Через некоторое время этот «друг» появился в нашем доме с цветами, тортом, вином и закусками. Он улыбался, шутил, а у меня от первого взгляда на него внутри все похолодело. Я видела перед собой что-то веселящееся, передвигающееся по кухне странной дерганой походкой, с бутылкой пива, словно приросшей к руке, но именно что-то. Если меня попросить сейчас описать этого человека, то я не смогу этого сделать, хотя видела его не раз: как будто нарисованный карандашом портрет, не до конца стертый резинкой – оболочка человека есть, а самого человека нет. Дочь попыталась со мной поговорить о том, что они решили жить у нас. Но, увидев мою реакцию и резкое: «Нет, этот человек не будет жить с нами под одной крышей!», – ушла вместе с ним. У него было все, что было нужно ей тогда: «лекарство» в любом количестве, деньги – не надо было работать, и он, по ее признанию, хорошо к ней относился.
Она жила со своим «другом», появлялась дома лишь изредка, могла не отвечать на телефонные звонки по несколько дней. Этого «друга» знали ее настоящие друзья, в том числе и Сергей. Это был торговец наркотиками одного из нижних слоев в многоуровневом «маркетинге» распространения. Они знали больше, чем мне говорили, сами предложили помощь – вырвать ее из его общества. Но, увидевшись с ней, сказали, что не будут этого делать. Я до сих пор не знаю, почему.
Ранним утром, в День Успения Богородицы, вижу на небе огромный крест из облаков, словно кто-то специально две ровные полосы соединил. Хочу показать крест подошедшему знакомому собачнику, но креста уже нет. Это мне показали крест. Это мой крест!

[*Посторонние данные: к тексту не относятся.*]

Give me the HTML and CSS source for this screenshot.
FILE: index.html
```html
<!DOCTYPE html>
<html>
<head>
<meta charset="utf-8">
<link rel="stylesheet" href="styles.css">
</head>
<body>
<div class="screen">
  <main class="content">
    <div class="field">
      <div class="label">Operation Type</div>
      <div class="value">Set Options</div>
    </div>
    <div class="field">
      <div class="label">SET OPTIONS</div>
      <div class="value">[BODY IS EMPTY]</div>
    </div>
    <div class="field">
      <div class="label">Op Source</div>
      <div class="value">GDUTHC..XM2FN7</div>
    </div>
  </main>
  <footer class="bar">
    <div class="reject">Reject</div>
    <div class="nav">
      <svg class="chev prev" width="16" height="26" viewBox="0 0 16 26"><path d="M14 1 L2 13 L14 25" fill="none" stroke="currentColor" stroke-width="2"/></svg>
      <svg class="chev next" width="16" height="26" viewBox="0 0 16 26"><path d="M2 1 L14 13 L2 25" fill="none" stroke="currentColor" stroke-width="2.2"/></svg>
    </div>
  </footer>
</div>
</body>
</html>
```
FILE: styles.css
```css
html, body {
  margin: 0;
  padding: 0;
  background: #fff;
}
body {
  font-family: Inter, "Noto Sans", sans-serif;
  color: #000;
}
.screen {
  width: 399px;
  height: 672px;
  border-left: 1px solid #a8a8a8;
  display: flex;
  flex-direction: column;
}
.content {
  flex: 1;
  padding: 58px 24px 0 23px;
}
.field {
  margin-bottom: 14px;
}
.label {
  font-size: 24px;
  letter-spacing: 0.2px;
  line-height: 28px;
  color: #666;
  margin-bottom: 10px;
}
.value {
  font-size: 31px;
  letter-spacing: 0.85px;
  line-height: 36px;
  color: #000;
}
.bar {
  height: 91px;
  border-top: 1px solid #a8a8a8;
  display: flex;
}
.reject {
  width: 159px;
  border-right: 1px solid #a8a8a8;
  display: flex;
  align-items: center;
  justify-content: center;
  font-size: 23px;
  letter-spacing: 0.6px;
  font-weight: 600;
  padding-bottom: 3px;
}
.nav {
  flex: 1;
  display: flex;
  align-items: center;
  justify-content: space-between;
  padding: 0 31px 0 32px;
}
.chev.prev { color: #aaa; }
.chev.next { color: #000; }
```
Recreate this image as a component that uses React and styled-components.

Днем позвонила дочь, явно под «кайфом». На мой вопрос, не оправдываясь, грубо ответила: «Классная марихуана попалась, – и вставила с издевочкой, – хорошо, что только марихуана!» Как это принять и жить дальше?

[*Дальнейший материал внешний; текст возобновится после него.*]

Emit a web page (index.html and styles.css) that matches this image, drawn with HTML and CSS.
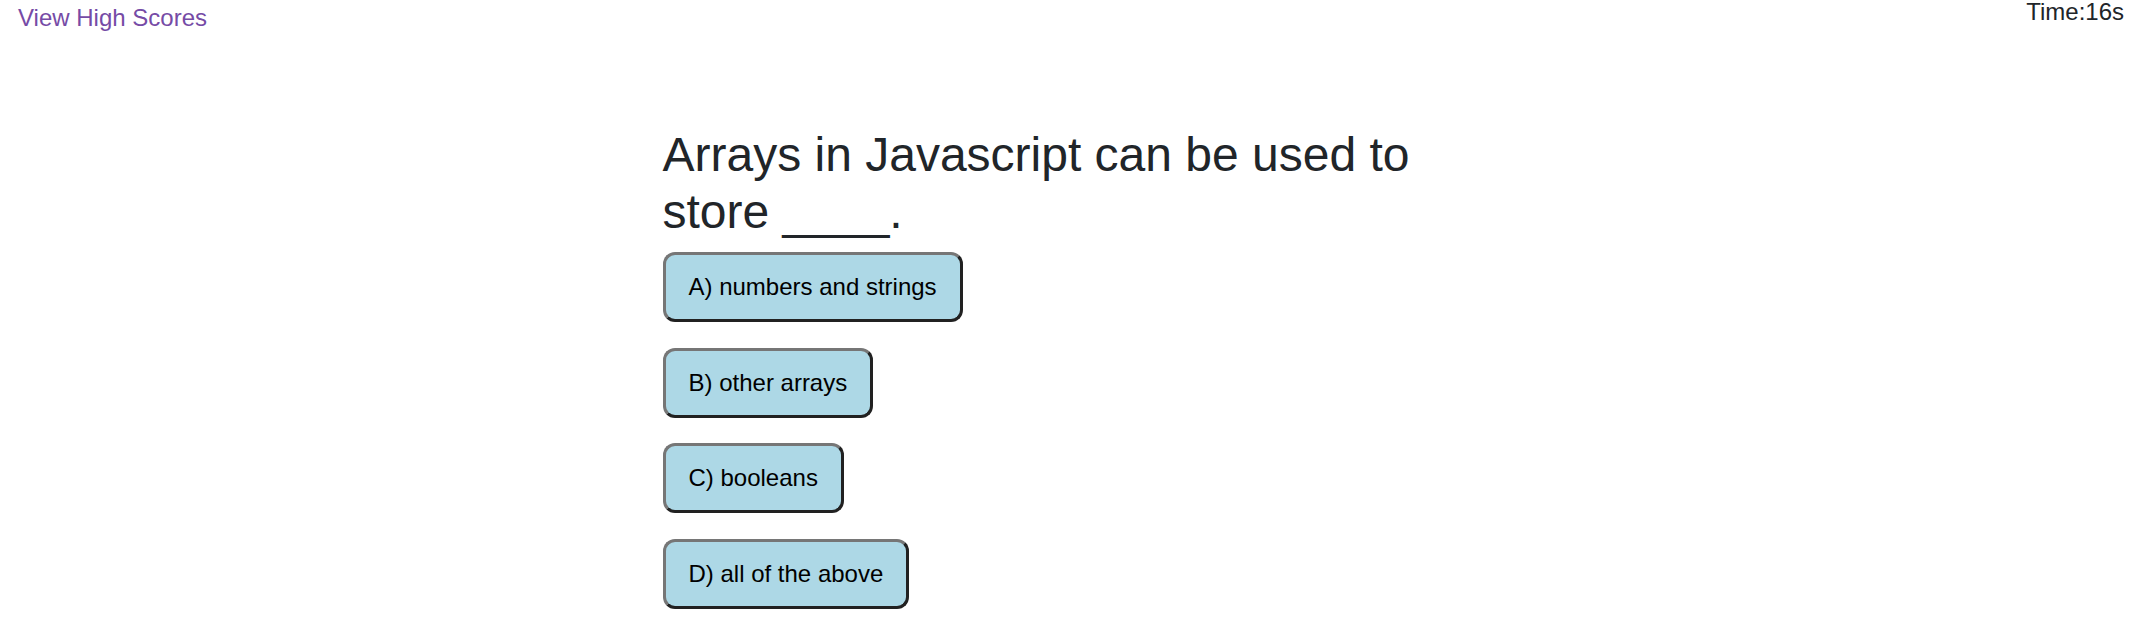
FILE: index.html
```html
<!DOCTYPE html>
<html lang="en">
<head>
    <meta charset="UTF-8">
    <meta name="viewport" content="width=device-width, initial-scale=1.0">
    <title>Code Quiz</title>
    <link rel="stylesheet" href="styles.css">
</head>
<body>
    <header class="top-bar">
        <a href="#" class="high-scores">View High Scores</a>
        <p class="timer">Time:<span id="time">16</span>s</p>
    </header>

    <main class="quiz">
        <h1 class="question">Arrays in Javascript can be used to store ____.</h1>
        <div class="choices">
            <button class="choice">A) numbers and strings</button>
            <button class="choice">B) other arrays</button>
            <button class="choice">C) booleans</button>
            <button class="choice">D) all of the above</button>
        </div>
    </main>
</body>
</html>
```

FILE: styles.css
```css
body {
    font-family: Arial, "Liberation Sans", sans-serif;
    margin: 0;
    color: #212529;
    background-color: white;
}
.top-bar {
    display: flex;
    justify-content: space-between;
    align-items: flex-start;
    padding: 0 7px 0 18px;
}
.high-scores {
    font-size: 24px;
    line-height: 24px;
    margin-top: 6px;
    color: #764ba6;
    text-decoration: none;
}
.timer {
    font-size: 24px;
    line-height: 24px;
    margin: 0;
}
.quiz {
    width: 806px;
    margin: 0 auto;
}
.question {
    font-size: 48px;
    font-weight: normal;
    line-height: 57px;
    margin: 96px 0 12px 0;
}
.choices {
    display: flex;
    flex-direction: column;
    align-items: flex-start;
    gap: 25.7px;
}
.choice {
    font-family: Arial, "Liberation Sans", sans-serif;
    font-size: 24px;
    line-height: 28px;
    color: black;
    background-color: lightblue;
    border: 3px outset #767676;
    border-radius: 12px;
    padding: 18px 23px;
    cursor: pointer;
}
```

Потянулись недели и месяцы страха и беспомощности что-либо изменить. Душевная боль нарастала до размеров, которых я и в страшном сне представить себе не могла. Только молитва давала на время облегчение. Бесконечный непрекращающийся страх, накрывающий мою жизнь слой за слоем, как закапывание живьем в могилу. Этот страх не поддавался контролю и управлению. Меня поймет любая мать: страх потерять ребенка затмевает все. Он очень глубоко, в самой сути женского начала. Этот страх то парализует, лишает воли, то заставляет делать безумные поступки. Этот длительный страх разрушал меня, как длительная вибрация здание. Вера и молитва при таком страхе нужны как воздух, без них просто не выживешь, но и молитва то криком кричится, то вязнет во льду страха. Твердила себе постоянно: там, где страх, там нет Бога! И тогда проблесками рождалось в душе то, что названо в Евангелии как «надежда сверх надежды». Ничего не понимаешь, не знаешь, что делать и на что надеяться, и все равно надеешься… Тяжело вспоминать этот период, но теперь я знаю, что мои страхи – это типичные страхи матерей в подобной ситуации.
Страх смерти – самый главный, имеющий все основания быть. Наркоман может умереть каждый день, и ты каждый день этого боишься, и каждую ночь.
Страх и боль за свою жизнь: сколько лет самоограничения, труда – и все напрасно?! Зачем жить дальше, если впереди – беспросветная тьма и боль?
Страх за дочь,которая не понимает, что загубила юность и убивает молодые годы, уничтожает свое здоровье, саму возможность будущего.
Страх незнания, что делать, как ее спасти, убедить, что она выбрала путь смерти.
Страх и стыдперед родными, друзьями, знакомыми, ведь я считала себя вполне приличным человеком, пользовалась авторитетом и уважением.
Страх и отчаяниеот понимания, что помощи ждать неоткуда: болезнь есть, а лечиться негде.
Страх, страх, страх… Дочь неизвестно где и неизвестно с кем. А если она со своим другом, то от этого еще страшнее. Где и как она вгоняет в себя яд, и когда доза будет опасной для жизни? Как ее найти при этом и спасти, если она не отвечает на телефонные звонки по несколько суток? Страх становился все тяжелее и глубже, обесточивал, парализовал, вгоняя меня в воронку тяжелейшей депрессии. От меня отшатнулись почти все знакомые и друзья. Я никого не виню и хорошо понимаю, что у сочувствия и сопереживания есть какой-то лимит. Да, ты почти тонешь в своей беде, в своем отчаянии, но это длится, длится… месяцы, годы. Как любому человеку, мне хотелось поддержки, помощи, и я ее получала какое-то время, но все реже и реже, вплоть до открытых отказов. На фоне боли за ребенка эта боль от черствости ощутима, но не так значима… Это состояние хорошо знакомо всем матерям, у кого дети попадают в зависимость.